Since Wednesday, the fire has been pushed in several directions by changeable winds that have caused “extreme fire behavior” and intense smoke, the Interagency Coordination Center said. The burned area was at least 10 miles long and a mile wide Friday.

The blaze, now being referred to as the Parks Highway fire, is Alaska’s No. 1 wildland fire in terms of the priority assigned it, according to Yuhas. Fire managers’ highest objective, she said, is “life and safety efforts and protecting homes and structures.”

The fire continued to threaten houses on both sides of the highway, and firefighters, assisted by the Red Cross and Alaska state troopers, evacuated residents from homes along a 14-mile stretch of the Parks on Thursday night, the Center said. The Nenana School became an evacuation center, it said.

The fire was not threatening Clear Air Force Station, the missile-early-warning installation west of the Parks and south of Anderson, according to a spokesman for Eielson Air Force Base southeast of Fairbanks.

The station’s own fire protection department was primed and ready not only to defend the installation but also to help state and federal firefighters battle the flames, while military personnel helped to shepherd motorists in convoys along the hazy highway, said 2nd Lt. Bryon McGarry.

Clear is one of 44 units of the Air Force’s 21st Space Wing that form a network to detect and warn authorities about ballistic-missile launches worldwide, said Capt. Amy Sufak, a Wing spokeswoman. The fire has caused no degradation to the station’s mission, Sufak said.

A southbound passenger train heading from Fairbanks to Denali National Park and then on to Anchorage passed the fire Friday morning, said railroad spokesman Tim Thompson. The tracks are west of the highway, and people, smelling and seeing smoke, also could see flames about 1,000 feet away, he said.

Railroad managers ordered a couple of bulldozers, two water trucks and a rail-based tanker holding 20,000 gallons of water to the scene, while crews fought to keep the flames from crossing the tracks, Thompson said.

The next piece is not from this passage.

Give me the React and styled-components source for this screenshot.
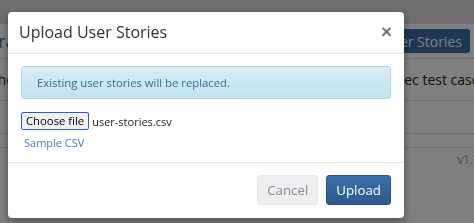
import React from "react";
import styled, { createGlobalStyle } from "styled-components";

const GlobalStyle = createGlobalStyle`
  html, body {
    margin: 0;
    padding: 0;
    width: 474px;
    height: 223px;
    overflow: hidden;
    background: #ffffff;
    font-family: "Open Sans", "Liberation Sans", sans-serif;
    color: #333333;
  }
`;

function App() {
  return (
    <>
      <GlobalStyle />
      <Page>
        <NavBar />
        <PageHeader>
          <PageTitle>Integra</PageTitle>
          <HeaderButton>Upload User Stories</HeaderButton>
        </PageHeader>
        <TableRow height={41}>
          <Cell>The</Cell>
          <Cell>Spec test case mapping</Cell>
        </TableRow>
        <TableRow height={32} />
        <TableRow height={13} />
        <Footer>v1.7</Footer>
      </Page>

      <Backdrop>
        <Modal>
          <ModalHeader>
            <ModalTitle>Upload User Stories</ModalTitle>
            <CloseButton aria-label="Close">&times;</CloseButton>
          </ModalHeader>
          <ModalBody>
            <Alert>Existing user stories will be replaced.</Alert>
            <FileRow>
              <FileButton>Choose file</FileButton>
              <FileName>user-stories.csv</FileName>
            </FileRow>
            <SampleLink href="#">Sample CSV</SampleLink>
          </ModalBody>
          <ModalFooter>
            <Button>Cancel</Button>
            <Button primary>Upload</Button>
          </ModalFooter>
        </Modal>
      </Backdrop>
    </>
  );
}

const Page = styled.div`
  display: flex;
  flex-direction: column;
  width: 474px;
  height: 223px;
  overflow: hidden;
`;
const NavBar = styled.div`
  height: 24px;
  background: #dedede;
  flex-shrink: 0;
`;
const PageHeader = styled.div`
  display: flex;
  align-items: center;
  justify-content: space-between;
  height: 34px;
  padding: 0 4px 0 0;
  border-bottom: 1px solid #dddddd;
  flex-shrink: 0;
`;
const PageTitle = styled.div`
  margin-left: -44px;
  font-size: 18px;
  color: #3a6ea5;
`;
const HeaderButton = styled.div`
  height: 24px;
  display: flex;
  align-items: center;
  padding: 0 8px;
  background: #3b6fa8;
  color: #ffffff;
  border-radius: 3px;
  font-size: 14px;
  white-space: nowrap;
`;
const TableRow = styled.div`
  display: grid;
  grid-template-columns: 388px 1fr;
  align-items: center;
  height: ${(p) => p.height}px;
  border-bottom: 1px solid #dddddd;
  flex-shrink: 0;
  white-space: nowrap;
  font-size: 14px;
  color: #222222;
`;
const Cell = styled.div`
  &:first-child {
    margin-left: -10px;
  }
`;
const Footer = styled.div`
  text-align: right;
  padding: 3px 0 0 0;
  margin-right: -6px;
  font-size: 12px;
  color: #999999;
`;

const Backdrop = styled.div`
  position: fixed;
  inset: 0;
  background: rgba(0, 0, 0, 0.5);
  display: flex;
  align-items: flex-start;
  padding: 12px 0 0 8px;
`;
const Modal = styled.div`
  width: 396px;
  display: flex;
  flex-direction: column;
  background: #ffffff;
  border-radius: 4px;
  box-shadow: 0 3px 9px rgba(0, 0, 0, 0.4);
`;
const ModalHeader = styled.div`
  display: flex;
  align-items: center;
  justify-content: space-between;
  height: 39px;
  padding: 0 12px 2px 11px;
  border-bottom: 1px solid #e5e5e5;
`;
const ModalTitle = styled.h4`
  margin: 0;
  font-size: 16px;
  font-weight: 400;
  color: #333333;
`;
const CloseButton = styled.span`
  font-size: 19px;
  font-weight: 700;
  line-height: 1;
  color: #000000;
  opacity: 0.55;
  font-family: "Liberation Sans", sans-serif;
`;
const ModalBody = styled.div`
  display: flex;
  flex-direction: column;
  padding: 12px 13px 12px 13px;
  border-bottom: 1px solid #e5e5e5;
`;
const Alert = styled.div`
  height: 31px;
  display: flex;
  align-items: center;
  padding: 0 15px;
  background: linear-gradient(#d9edf7, #c2e1f1);
  border: 1px solid #b2d6e8;
  border-radius: 3px;
  color: #31708f;
  font-size: 11.3px;
`;
const FileRow = styled.div`
  display: flex;
  align-items: center;
  gap: 3px;
  margin-top: 13px;
`;
const FileButton = styled.button`
  height: 18px;
  padding: 0 4px;
  border: 1px solid #3160b0;
  border-radius: 2px;
  background: #eef0f4;
  color: #000000;
  font-family: "Open Sans", "Liberation Sans", sans-serif;
  font-size: 11.3px;
  line-height: 1;
`;
const FileName = styled.span`
  font-size: 11px;
  color: #222222;
`;
const SampleLink = styled.a`
  margin: 5px 0 0 3px;
  font-size: 11px;
  color: #4a78a8;
  text-decoration: none;
`;
const ModalFooter = styled.div`
  display: flex;
  justify-content: flex-end;
  gap: 8px;
  padding: 12px 13px 13px;
`;
const Button = styled.button`
  height: 30px;
  padding: 0 9px;
  border-radius: 3px;
  font-family: "Open Sans", "Liberation Sans", sans-serif;
  font-size: 13.3px;
  border: 1px solid ${(p) => (p.primary ? "#275384" : "#e6e8ea")};
  background: ${(p) =>
    p.primary ? "linear-gradient(#3d6fa8, #2c5a90)" : "#eceef0"};
  color: ${(p) => (p.primary ? "#ffffff" : "#8a8d90")};
`;

export default App;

But by early afternoon, the flames were burning on both sides of the tracks some four miles south of Nenana, and the railroad suspended traffic. The suspension affected a northbound passenger train that had left Anchorage Friday morning for Fairbanks, with a stop planned at Denali National Park to pick up hundreds of tourists who’d spent a day or two there.

The last time the railroad shut the rails due to a wildland fire was 10 years ago during the Big Lake fire, one of the most destructive in the state’s history, according to Thompson.

The railroad resumed travel through the burned area about 7:30 p.m., after inspectors confirmed that the fire caused no damage to the tracks, Thompson said. The tracks would stay open so long as the fire pattern — with flames moving generally eastward — held, he said.

The northbound train, meanwhile, was kept at Denali, Thompson said. The suspension affected 65 railroad passengers and more than 700 tourists who had been in Denali and planned to continue to Fairbanks on the rails as part of a package deal from either Holland-America or Princess Tours, he said.

A spokesman for Holland-America Line Westours said 392 of its clients were to have boarded the northbound train at Denali, but would now take buses for the two-hour ride to Fairbanks.

Those tourists actually were expected to arrive in Fairbanks ahead of schedule, said Holland-America official John Shively.

An official of Princess Tours refused to talk about the matter.

This morning, assuming the track near Nenana remains passable, tour passengers who would normally ride the train down from Fairbanks will be bused instead to Denali, according to Thompson. There they’ll board the held-over train for the ride to Anchorage.

Yuhas said officials planned to keep the Parks Highway open all weekend, but motorists nevertheless should prepare for delays of up to two hours.

Delays on the Parks already were occurring on occasion due to four road projects of the Alaska Department of Transportation and Public Facilities.

The projects are at various locations from Mile 204 at Broad Pass to Mile 325, north of Nenana, said Shannon McCarthy, a spokeswoman for the DOT’s Northern Region office.

The fire had not caused any suspensions of the road projects as of Friday afternoon, McCarthy said.